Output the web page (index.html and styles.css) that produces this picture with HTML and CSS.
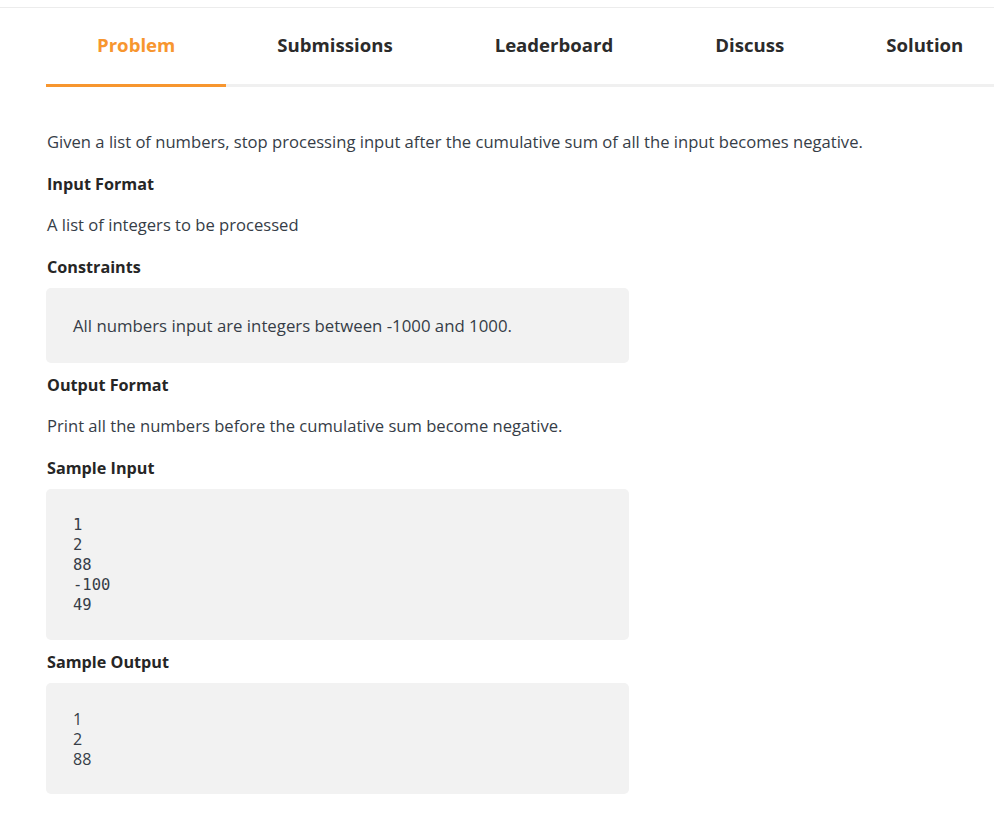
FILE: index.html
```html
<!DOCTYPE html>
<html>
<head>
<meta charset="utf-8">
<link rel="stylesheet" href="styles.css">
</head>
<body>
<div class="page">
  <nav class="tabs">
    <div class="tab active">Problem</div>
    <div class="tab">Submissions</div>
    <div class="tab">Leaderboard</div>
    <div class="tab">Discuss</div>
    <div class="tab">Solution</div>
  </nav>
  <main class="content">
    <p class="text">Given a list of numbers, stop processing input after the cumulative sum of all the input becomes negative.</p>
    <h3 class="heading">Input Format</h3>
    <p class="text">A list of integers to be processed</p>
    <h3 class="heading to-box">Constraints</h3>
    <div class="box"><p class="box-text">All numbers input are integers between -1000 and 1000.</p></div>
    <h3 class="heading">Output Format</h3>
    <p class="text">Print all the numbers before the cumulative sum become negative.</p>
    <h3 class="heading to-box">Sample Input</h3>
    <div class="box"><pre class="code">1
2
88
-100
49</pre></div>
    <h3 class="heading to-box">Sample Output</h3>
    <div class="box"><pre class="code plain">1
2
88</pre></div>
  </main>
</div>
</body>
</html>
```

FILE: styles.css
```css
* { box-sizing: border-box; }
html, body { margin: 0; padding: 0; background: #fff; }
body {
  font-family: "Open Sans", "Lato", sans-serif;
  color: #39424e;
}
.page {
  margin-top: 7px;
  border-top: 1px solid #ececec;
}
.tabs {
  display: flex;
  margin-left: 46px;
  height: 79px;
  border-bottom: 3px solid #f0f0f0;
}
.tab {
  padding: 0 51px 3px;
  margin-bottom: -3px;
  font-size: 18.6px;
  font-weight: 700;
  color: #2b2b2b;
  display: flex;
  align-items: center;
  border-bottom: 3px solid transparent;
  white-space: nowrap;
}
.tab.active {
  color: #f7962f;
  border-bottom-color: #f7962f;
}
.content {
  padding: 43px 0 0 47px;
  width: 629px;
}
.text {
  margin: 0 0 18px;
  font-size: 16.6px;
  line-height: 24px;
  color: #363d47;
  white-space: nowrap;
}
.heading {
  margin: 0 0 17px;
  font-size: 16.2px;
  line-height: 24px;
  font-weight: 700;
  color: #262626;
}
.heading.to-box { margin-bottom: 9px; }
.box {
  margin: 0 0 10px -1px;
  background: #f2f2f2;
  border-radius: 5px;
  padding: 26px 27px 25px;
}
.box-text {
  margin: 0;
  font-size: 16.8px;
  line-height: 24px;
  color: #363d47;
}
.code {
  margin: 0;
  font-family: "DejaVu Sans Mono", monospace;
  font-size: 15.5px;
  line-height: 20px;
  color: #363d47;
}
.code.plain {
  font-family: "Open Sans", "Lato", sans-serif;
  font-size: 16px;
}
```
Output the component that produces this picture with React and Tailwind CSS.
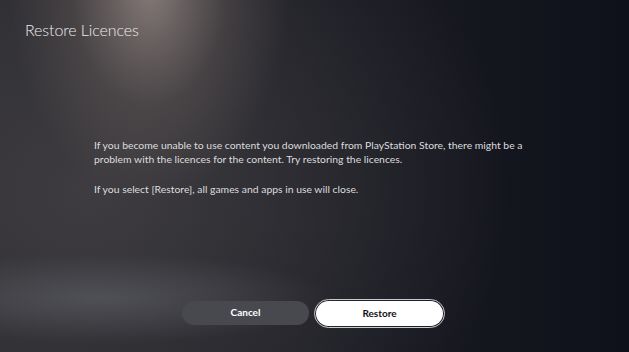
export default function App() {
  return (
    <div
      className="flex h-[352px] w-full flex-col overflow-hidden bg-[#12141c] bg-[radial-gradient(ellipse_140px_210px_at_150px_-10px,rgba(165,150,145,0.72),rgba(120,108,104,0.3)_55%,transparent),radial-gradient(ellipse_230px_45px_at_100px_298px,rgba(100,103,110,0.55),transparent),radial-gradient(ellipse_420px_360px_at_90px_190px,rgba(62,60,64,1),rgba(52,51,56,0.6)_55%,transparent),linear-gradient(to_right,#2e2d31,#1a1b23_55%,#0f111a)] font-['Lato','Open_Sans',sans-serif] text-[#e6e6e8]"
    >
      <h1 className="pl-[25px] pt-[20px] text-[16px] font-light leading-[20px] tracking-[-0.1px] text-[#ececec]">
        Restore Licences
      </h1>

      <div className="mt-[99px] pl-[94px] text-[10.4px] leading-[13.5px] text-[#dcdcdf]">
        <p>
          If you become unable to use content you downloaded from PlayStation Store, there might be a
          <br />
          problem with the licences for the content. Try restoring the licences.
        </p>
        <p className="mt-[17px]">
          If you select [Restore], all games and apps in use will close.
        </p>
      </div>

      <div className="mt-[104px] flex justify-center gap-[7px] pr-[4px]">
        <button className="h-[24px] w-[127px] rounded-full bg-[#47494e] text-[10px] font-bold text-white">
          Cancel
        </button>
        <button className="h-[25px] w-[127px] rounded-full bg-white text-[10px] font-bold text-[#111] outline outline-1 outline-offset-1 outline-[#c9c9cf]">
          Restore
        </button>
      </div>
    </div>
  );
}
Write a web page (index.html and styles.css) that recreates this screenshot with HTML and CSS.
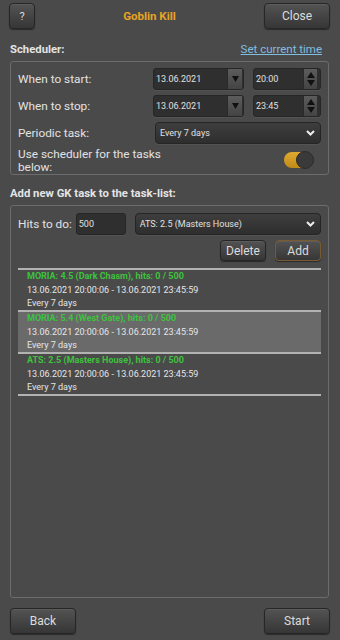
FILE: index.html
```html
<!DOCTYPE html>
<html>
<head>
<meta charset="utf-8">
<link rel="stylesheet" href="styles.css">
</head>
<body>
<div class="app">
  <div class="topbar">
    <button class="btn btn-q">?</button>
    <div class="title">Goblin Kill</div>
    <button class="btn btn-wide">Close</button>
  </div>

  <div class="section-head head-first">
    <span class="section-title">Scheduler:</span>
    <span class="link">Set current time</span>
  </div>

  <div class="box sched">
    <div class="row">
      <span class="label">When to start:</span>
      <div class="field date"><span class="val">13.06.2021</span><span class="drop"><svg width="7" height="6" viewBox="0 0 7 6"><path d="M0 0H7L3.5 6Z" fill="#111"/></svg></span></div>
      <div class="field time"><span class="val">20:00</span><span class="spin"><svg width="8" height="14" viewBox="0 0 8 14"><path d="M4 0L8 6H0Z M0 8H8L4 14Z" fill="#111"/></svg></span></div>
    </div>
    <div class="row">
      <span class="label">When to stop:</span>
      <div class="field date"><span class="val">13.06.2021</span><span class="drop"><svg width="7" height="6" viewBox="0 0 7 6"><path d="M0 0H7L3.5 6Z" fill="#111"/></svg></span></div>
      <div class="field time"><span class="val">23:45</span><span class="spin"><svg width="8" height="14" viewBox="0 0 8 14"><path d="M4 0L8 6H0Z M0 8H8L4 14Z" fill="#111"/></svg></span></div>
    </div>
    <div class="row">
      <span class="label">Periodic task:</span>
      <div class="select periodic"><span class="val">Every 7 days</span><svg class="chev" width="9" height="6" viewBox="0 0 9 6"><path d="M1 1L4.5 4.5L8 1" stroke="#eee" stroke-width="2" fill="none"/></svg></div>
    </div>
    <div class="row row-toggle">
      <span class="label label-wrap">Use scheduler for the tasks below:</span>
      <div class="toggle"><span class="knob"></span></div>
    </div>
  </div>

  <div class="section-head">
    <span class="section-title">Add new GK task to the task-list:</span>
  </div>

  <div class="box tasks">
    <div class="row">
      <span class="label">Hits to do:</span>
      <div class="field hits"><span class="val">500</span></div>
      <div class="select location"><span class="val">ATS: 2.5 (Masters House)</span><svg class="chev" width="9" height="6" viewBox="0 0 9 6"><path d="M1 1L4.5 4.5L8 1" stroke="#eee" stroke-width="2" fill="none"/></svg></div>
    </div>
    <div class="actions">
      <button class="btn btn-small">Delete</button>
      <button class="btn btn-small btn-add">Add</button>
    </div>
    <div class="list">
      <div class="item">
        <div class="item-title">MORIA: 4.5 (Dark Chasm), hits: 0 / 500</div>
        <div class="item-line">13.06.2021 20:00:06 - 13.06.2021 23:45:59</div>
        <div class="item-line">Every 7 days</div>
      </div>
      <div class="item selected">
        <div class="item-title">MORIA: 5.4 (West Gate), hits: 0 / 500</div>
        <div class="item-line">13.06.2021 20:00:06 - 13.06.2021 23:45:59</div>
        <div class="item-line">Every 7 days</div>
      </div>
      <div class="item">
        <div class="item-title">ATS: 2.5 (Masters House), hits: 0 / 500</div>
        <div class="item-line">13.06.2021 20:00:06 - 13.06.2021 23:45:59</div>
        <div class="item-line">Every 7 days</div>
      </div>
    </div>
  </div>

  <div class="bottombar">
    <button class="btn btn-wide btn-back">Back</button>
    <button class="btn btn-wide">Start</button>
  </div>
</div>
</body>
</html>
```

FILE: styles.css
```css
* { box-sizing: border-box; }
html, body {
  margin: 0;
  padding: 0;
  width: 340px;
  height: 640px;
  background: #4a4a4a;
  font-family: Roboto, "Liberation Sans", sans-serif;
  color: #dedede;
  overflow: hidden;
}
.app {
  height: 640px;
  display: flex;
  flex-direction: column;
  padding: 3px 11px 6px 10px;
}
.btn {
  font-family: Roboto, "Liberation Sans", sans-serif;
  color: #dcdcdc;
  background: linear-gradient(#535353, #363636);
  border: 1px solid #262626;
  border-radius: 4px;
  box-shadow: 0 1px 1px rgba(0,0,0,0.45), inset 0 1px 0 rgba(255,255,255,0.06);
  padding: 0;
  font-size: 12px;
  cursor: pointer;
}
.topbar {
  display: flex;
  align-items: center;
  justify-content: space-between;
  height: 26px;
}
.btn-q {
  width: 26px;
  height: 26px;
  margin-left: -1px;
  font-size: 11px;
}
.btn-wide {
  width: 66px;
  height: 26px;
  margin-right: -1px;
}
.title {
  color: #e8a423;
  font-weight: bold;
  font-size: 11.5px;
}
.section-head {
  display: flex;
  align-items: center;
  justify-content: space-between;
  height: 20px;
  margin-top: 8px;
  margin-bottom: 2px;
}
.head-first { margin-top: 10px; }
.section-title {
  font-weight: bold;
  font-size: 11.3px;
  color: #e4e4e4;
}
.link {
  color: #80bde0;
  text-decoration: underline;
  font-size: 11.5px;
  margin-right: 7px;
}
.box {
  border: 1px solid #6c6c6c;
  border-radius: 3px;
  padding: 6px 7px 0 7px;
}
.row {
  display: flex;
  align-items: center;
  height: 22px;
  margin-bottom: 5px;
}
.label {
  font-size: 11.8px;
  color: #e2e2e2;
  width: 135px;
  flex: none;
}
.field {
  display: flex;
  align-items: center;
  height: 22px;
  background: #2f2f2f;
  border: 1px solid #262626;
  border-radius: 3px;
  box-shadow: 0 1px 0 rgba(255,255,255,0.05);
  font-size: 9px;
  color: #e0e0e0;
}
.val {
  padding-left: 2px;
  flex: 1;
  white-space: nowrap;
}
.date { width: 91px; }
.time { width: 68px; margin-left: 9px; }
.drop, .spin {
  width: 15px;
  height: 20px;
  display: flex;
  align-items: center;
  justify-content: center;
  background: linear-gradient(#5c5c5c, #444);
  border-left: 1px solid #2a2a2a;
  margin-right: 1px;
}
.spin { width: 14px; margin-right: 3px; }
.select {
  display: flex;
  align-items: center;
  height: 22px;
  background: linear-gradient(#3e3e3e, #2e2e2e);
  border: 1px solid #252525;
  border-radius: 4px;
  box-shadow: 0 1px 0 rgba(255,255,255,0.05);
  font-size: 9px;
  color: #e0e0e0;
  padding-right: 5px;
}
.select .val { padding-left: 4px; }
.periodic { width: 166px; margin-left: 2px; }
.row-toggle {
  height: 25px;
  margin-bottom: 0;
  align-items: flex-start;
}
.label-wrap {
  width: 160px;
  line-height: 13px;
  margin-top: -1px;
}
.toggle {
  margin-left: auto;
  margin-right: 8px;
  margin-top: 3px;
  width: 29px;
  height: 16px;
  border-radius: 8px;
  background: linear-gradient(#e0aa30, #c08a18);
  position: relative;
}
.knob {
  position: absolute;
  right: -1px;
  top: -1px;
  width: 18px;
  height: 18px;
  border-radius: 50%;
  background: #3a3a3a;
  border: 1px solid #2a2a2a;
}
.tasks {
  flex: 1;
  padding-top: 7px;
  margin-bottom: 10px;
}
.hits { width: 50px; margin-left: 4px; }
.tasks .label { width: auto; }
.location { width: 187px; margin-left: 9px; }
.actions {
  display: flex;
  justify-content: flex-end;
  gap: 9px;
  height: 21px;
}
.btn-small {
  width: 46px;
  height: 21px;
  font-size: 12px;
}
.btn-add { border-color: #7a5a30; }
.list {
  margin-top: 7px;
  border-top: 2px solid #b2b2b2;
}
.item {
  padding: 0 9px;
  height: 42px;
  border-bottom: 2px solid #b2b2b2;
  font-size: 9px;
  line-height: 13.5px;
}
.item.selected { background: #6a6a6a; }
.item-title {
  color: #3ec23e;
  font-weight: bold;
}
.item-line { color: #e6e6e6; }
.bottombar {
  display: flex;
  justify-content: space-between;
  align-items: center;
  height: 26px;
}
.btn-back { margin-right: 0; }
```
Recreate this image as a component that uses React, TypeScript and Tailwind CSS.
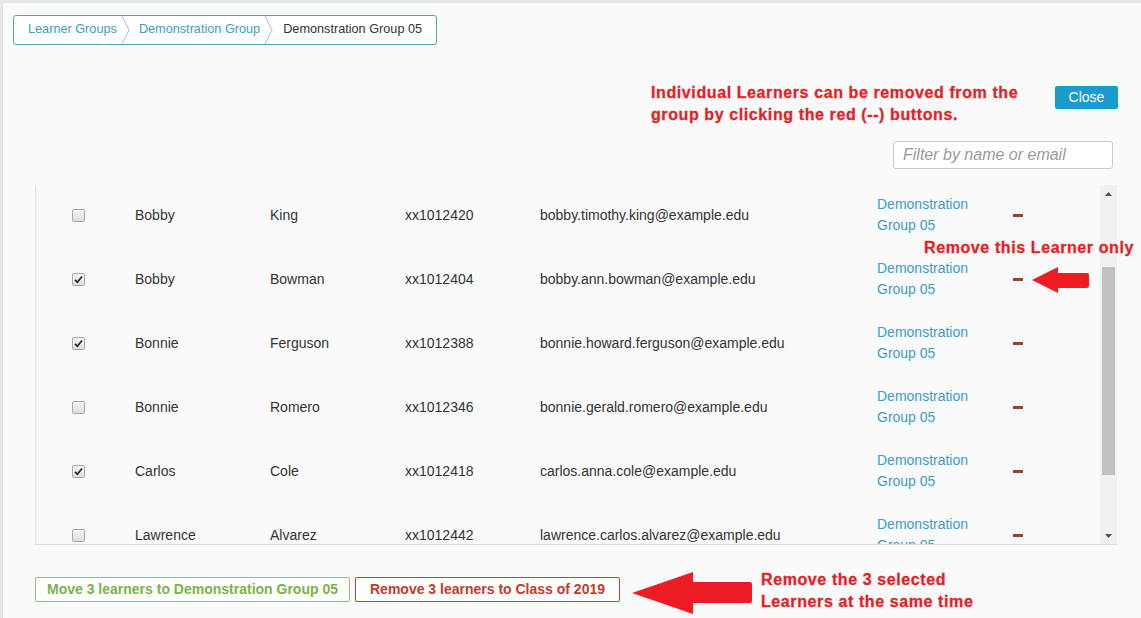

-- Exercise goal --
Using the listing above, list every line in which the string "produces" occurs.

-- Worked solution --
Output the web page (index.html and styles.css) that produces this picture with HTML and CSS.
Output the component that produces this picture with React and Tailwind CSS.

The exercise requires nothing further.